The dataset is small and highly imbalanced. We have a many numerical variables and one categorical one that specifies the type of the business with four distinct categories. Only one of them (let's call it category X) is relevant for future predictions since the product is tailored only for category X. It is worth noting that there are significant differences in predictive power across levels of that categorical variable. The best approach would involve including only category X in the training sample, however, due to the high imbalance there would not be enough target variable top class observations and the entire set gets really small.
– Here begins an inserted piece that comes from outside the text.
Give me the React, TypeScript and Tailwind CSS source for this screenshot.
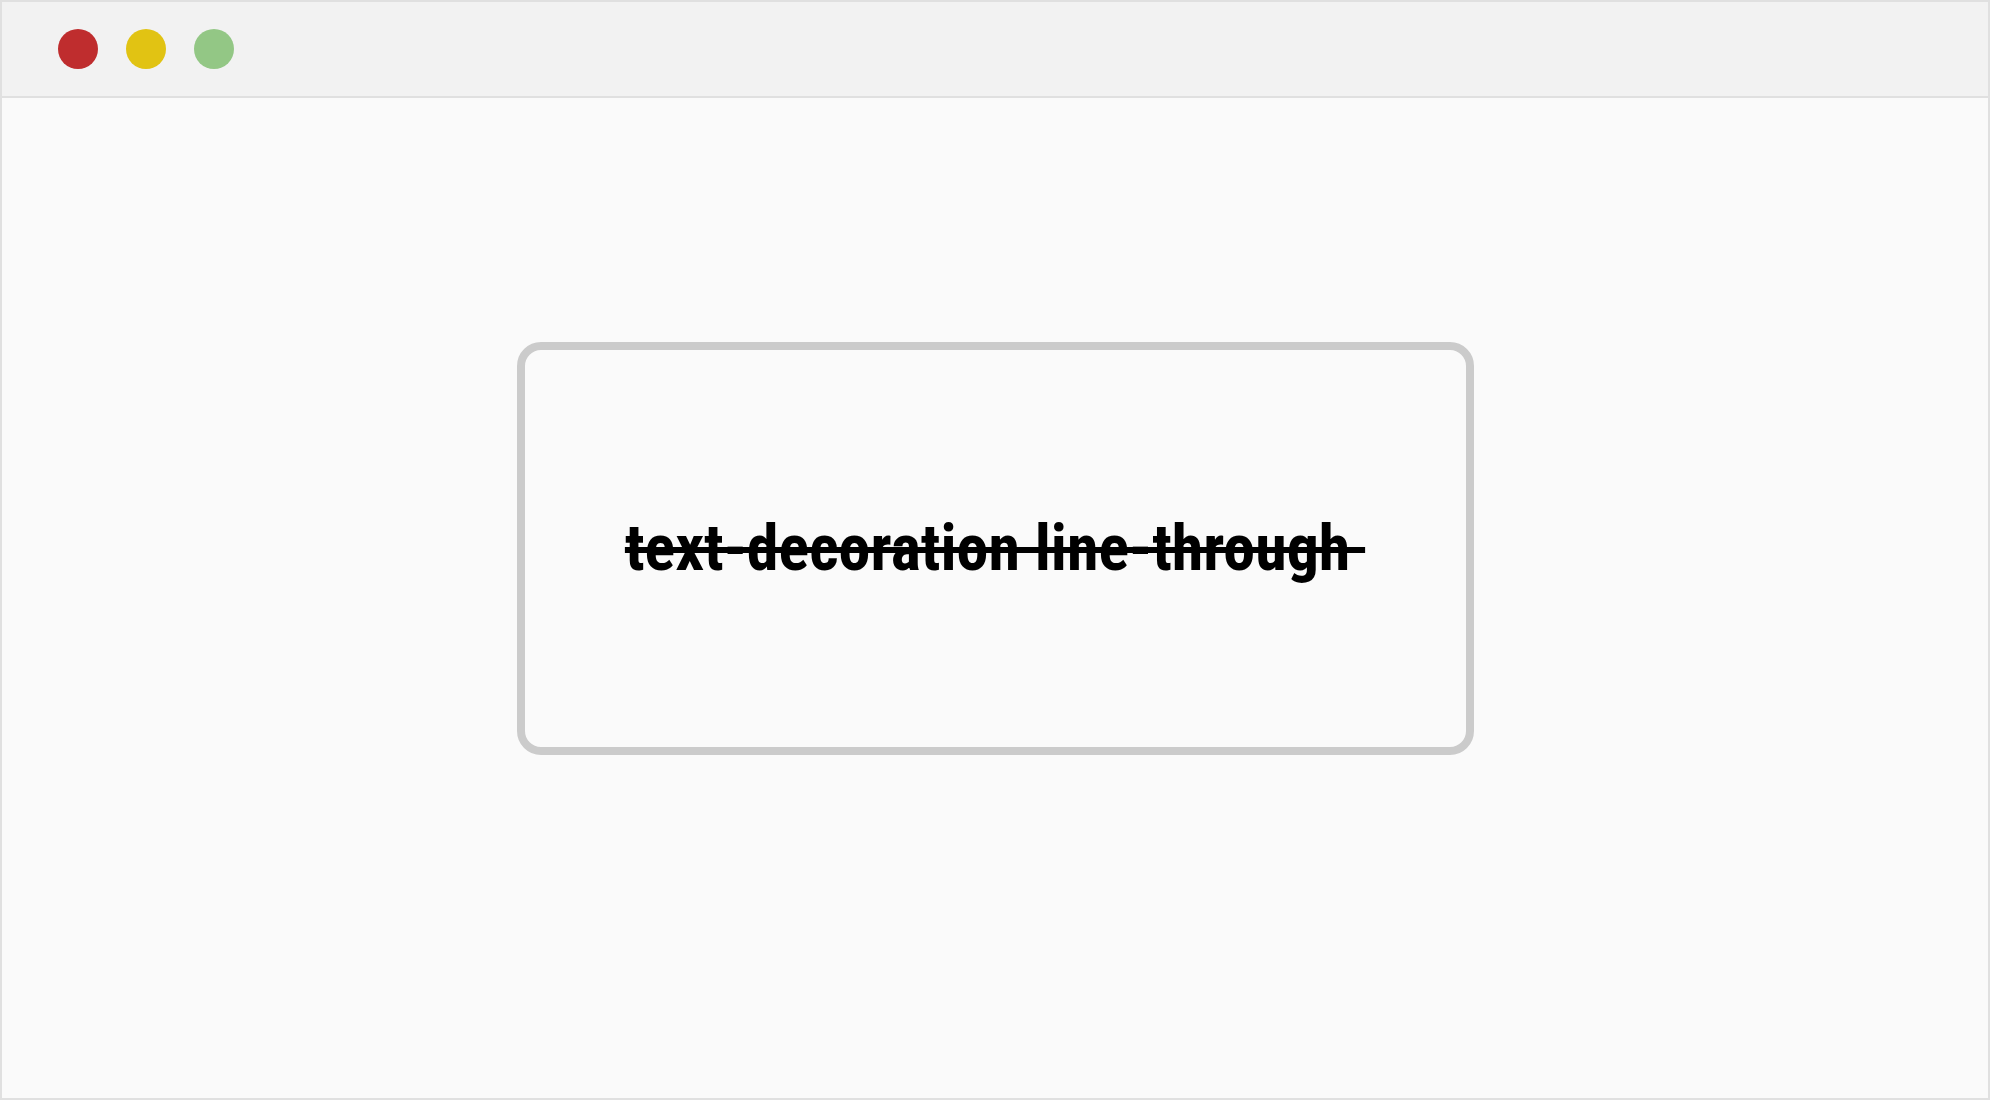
export default function App() {
  return (
    <div className="flex h-[1100px] w-[1990px] flex-col border-2 border-[#e0e0e0] bg-[#fafafa]">
      {/* window chrome */}
      <div className="flex h-[96px] shrink-0 items-center gap-[28px] border-b-2 border-[#e0e0e0] bg-[#f2f2f2] pl-[56px]">
        <span className="h-[40px] w-[40px] rounded-full bg-[#bf2d2e]" />
        <span className="h-[40px] w-[40px] rounded-full bg-[#e1c313]" />
        <span className="h-[40px] w-[40px] rounded-full bg-[#93c785]" />
      </div>
      <div className="flex flex-1 items-center justify-center pb-[99px]">
        <div className="flex h-[413px] w-[957px] items-center justify-center rounded-[24px] border-[8px] border-[#cbcbcb]">
          <span className="whitespace-pre font-['Roboto_Condensed'] text-[64px] font-bold text-black line-through">
            {'text-decoration line-through\u00a0'}
          </span>
        </div>
      </div>
    </div>
  )
}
We eventually decided to train two models on the entire set (including all levels of the categorical variable): one including the categorical variable and one excluding it.
At the moment we have two models:
 With the categorical variable (called A)
 Without the categorical variable (called B)
Model A has slightly better performance than model B because the categorical variable was generally relevant to the problem, however, we should also consider it's generalization power with regards to the specific type of clients it's built for.
The main question is: which model is more suited for this given problem?

Is it model A because of including the categorical variable and accounting for differences in performance across levels of the categorical variable?

Is it model B because of not including the categorical variable and making it more suitable for future predictions (categorical variable will always have one level only) which could lead to better generalisation?
I realize that my question is a bit hypothetical but I'm not able to disclose more information. I would be very grateful if you could share your thoughts or articles that would help us make a decision. I'm not giving my preference at the moment not to bias your answers Thank you!